= Written instruction =
Reproduce exactly the lines below, from the first one through the line containing "number; label: string;", and omit any pictures.

= Recorded data =

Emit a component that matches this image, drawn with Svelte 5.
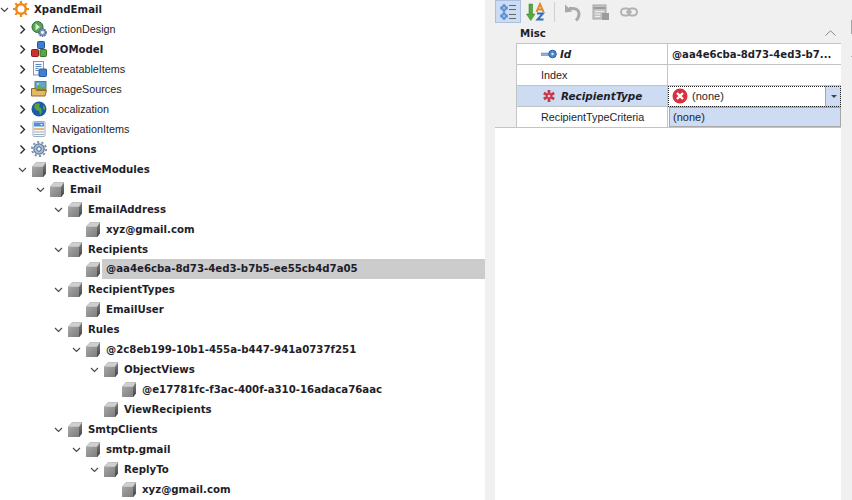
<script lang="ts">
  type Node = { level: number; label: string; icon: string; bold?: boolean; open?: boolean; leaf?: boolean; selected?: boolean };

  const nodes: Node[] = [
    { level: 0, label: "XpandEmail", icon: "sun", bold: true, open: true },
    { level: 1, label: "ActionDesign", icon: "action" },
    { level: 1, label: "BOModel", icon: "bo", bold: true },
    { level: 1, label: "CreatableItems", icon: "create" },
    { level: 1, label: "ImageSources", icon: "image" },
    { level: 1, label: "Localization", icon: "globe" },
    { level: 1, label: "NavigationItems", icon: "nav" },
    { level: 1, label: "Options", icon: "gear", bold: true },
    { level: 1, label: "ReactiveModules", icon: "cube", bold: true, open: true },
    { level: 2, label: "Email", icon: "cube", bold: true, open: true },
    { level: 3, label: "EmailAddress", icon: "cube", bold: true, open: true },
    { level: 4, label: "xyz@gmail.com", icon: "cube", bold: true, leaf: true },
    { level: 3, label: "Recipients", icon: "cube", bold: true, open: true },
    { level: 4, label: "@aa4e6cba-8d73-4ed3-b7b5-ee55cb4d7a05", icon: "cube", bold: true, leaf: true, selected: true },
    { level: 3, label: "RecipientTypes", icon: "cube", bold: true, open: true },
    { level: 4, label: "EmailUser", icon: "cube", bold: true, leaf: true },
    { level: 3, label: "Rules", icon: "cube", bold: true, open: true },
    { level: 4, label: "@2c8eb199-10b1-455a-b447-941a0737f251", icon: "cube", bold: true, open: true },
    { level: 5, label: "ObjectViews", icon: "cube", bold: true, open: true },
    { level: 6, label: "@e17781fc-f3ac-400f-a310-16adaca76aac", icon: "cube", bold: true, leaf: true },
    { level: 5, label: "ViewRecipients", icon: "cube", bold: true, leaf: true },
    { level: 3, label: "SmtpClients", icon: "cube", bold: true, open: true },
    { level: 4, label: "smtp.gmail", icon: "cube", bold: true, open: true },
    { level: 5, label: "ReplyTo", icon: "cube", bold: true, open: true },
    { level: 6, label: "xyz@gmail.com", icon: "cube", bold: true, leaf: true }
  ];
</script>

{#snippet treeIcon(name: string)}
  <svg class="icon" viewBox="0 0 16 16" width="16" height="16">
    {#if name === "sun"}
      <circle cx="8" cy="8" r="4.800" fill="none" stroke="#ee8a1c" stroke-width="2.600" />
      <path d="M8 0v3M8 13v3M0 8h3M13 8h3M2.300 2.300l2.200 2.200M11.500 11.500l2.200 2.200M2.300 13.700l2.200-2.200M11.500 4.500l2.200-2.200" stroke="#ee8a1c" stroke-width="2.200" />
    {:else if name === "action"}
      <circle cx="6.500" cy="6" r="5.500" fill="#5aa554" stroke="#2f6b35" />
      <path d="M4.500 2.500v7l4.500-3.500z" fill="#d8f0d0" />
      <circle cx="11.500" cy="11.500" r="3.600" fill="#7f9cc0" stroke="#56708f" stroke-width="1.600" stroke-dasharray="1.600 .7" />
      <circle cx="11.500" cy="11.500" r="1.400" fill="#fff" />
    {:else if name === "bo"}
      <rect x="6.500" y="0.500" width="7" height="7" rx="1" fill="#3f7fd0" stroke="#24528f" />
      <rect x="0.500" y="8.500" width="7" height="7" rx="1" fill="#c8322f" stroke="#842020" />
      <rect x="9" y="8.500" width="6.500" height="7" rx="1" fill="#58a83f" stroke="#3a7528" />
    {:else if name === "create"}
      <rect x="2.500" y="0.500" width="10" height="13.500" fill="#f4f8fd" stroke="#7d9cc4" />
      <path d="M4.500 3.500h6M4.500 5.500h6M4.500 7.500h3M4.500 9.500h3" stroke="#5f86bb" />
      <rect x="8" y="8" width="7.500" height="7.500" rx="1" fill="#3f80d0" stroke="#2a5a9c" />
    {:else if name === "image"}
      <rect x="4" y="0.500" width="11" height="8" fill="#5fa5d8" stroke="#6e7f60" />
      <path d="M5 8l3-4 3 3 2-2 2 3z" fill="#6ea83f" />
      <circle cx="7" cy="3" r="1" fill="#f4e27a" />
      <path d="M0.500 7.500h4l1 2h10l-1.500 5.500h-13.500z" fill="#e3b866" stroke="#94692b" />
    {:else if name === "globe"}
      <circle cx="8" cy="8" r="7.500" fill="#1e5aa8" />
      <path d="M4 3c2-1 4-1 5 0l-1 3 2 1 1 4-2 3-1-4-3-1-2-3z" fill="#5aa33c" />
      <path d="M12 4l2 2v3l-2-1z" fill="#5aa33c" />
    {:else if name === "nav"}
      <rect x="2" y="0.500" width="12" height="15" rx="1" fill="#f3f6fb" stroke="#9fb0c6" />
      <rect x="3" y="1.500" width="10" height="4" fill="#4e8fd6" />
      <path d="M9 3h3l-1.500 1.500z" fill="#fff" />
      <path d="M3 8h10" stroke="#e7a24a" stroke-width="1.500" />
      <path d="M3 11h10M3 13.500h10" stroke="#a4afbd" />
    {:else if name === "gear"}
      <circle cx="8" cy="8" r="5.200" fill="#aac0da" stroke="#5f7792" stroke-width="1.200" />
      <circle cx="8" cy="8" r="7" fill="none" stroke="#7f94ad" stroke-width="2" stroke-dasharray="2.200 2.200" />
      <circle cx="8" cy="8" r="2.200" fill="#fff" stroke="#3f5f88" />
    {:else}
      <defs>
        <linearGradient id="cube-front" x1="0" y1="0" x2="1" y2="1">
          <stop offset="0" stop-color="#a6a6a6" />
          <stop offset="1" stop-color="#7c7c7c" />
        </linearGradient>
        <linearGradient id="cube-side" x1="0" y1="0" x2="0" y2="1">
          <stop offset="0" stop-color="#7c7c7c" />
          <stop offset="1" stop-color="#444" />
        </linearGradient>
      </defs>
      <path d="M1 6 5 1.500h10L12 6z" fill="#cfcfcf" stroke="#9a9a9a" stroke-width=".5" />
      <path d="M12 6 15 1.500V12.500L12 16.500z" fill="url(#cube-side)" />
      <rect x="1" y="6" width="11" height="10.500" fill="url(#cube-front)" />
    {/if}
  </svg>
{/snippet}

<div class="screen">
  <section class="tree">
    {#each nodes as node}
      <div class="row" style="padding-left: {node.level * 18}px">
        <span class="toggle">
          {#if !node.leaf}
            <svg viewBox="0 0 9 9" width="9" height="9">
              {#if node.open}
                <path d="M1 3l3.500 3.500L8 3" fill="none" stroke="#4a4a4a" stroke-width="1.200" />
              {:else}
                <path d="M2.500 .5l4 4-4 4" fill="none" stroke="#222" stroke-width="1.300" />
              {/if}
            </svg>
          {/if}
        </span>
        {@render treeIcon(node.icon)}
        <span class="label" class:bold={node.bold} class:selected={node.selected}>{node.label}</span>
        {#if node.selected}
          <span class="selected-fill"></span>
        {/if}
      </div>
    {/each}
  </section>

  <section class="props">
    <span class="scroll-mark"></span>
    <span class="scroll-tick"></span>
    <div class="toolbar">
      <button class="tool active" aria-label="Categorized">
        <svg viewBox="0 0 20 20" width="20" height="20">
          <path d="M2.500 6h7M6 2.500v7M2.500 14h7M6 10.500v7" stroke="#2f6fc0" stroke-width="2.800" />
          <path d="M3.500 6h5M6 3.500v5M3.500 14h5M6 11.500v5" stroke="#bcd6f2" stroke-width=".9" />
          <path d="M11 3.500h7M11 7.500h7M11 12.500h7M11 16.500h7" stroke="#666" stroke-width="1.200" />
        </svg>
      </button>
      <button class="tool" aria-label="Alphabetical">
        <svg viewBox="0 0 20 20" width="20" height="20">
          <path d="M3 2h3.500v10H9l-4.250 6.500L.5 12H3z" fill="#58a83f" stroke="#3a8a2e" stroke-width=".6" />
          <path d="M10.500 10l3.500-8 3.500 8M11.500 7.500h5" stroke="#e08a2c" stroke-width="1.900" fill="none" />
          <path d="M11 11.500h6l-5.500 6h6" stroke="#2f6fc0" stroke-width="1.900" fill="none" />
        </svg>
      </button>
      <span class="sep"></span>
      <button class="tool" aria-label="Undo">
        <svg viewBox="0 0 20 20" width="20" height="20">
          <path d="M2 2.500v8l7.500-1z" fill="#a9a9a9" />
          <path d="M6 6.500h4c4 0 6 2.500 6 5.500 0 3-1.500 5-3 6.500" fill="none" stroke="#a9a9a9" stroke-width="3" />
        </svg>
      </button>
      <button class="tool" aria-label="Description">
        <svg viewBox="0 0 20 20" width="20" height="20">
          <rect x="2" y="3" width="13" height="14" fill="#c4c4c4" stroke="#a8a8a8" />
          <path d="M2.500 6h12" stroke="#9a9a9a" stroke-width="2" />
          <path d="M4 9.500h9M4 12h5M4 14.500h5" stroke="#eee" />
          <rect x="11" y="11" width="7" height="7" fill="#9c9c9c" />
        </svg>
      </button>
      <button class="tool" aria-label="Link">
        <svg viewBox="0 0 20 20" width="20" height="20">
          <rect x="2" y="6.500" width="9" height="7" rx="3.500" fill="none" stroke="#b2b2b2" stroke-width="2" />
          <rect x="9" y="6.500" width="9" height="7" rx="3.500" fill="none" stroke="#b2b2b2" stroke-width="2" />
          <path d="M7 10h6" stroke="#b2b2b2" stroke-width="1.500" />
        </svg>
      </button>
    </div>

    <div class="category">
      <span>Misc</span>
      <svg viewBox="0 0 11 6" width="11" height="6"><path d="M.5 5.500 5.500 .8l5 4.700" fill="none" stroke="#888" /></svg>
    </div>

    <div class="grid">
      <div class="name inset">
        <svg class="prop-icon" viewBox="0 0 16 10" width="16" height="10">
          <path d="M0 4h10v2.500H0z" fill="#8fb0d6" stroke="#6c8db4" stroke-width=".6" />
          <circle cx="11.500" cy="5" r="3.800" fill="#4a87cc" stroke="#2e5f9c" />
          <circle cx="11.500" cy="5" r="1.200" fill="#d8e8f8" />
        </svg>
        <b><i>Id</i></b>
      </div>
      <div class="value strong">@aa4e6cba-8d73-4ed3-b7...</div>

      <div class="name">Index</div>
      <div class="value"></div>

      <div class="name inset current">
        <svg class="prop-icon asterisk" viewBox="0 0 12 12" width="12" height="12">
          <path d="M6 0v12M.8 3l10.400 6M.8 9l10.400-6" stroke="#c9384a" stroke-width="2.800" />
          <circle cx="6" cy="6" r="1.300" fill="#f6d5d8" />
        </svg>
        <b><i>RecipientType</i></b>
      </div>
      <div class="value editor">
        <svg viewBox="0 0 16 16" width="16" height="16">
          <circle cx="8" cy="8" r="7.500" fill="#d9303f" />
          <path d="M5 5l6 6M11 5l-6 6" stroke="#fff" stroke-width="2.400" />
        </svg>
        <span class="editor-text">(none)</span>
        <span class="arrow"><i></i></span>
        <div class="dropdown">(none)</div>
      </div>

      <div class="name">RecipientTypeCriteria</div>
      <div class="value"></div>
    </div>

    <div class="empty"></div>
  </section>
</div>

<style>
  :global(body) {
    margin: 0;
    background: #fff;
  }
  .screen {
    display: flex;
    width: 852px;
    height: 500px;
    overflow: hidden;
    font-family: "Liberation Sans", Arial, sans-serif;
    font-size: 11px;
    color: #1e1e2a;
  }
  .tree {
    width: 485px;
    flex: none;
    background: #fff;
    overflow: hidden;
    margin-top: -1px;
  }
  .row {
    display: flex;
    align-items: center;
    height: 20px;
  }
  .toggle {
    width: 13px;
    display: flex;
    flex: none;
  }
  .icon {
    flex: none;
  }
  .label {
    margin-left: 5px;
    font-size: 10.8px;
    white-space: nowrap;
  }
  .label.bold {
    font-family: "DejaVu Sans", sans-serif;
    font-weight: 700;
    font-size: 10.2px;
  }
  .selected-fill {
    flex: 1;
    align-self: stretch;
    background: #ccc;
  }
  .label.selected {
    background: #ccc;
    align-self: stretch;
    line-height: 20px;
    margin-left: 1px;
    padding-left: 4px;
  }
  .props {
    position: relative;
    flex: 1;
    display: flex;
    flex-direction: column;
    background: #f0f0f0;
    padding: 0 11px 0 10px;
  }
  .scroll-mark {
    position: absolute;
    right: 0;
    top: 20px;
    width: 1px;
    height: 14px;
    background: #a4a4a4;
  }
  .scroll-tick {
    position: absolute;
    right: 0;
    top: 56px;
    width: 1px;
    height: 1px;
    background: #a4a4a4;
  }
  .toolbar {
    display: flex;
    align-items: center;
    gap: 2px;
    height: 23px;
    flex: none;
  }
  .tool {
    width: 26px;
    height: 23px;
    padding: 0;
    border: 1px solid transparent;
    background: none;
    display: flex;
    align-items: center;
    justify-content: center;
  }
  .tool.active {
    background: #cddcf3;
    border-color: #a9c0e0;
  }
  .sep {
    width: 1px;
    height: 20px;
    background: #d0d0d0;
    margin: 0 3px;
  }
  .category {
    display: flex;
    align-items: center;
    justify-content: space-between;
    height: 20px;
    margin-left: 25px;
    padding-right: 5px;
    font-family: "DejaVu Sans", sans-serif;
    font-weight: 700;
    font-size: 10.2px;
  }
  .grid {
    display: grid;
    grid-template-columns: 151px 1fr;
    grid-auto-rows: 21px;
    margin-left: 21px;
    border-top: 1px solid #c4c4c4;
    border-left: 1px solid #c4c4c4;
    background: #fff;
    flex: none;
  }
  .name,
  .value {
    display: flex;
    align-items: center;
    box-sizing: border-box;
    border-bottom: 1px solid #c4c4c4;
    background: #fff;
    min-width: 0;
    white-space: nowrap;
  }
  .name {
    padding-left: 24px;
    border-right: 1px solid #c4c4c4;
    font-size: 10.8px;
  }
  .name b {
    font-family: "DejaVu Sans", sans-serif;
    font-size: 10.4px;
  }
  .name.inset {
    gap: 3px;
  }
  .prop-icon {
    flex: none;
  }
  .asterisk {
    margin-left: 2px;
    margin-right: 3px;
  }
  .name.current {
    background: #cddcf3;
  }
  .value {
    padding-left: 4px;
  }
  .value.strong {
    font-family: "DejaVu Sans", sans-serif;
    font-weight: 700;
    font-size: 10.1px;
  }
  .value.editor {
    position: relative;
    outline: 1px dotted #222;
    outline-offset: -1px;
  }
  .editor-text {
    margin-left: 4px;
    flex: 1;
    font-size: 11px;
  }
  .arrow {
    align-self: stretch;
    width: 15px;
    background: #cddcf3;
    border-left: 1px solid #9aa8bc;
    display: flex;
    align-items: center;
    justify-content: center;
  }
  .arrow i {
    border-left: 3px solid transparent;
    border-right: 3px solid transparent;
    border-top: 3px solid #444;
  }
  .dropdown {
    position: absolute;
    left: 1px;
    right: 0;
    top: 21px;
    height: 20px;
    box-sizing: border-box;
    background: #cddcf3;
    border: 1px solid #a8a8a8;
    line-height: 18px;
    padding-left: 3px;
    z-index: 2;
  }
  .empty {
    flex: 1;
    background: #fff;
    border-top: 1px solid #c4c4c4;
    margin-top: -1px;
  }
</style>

= Task output =
Emit a component that matches this image, drawn with Svelte 5.
<script lang="ts">
  type Node = { level: number; label: string; icon: string; bold?: boolean; open?: boolean; leaf?: boolean; selected?: boolean };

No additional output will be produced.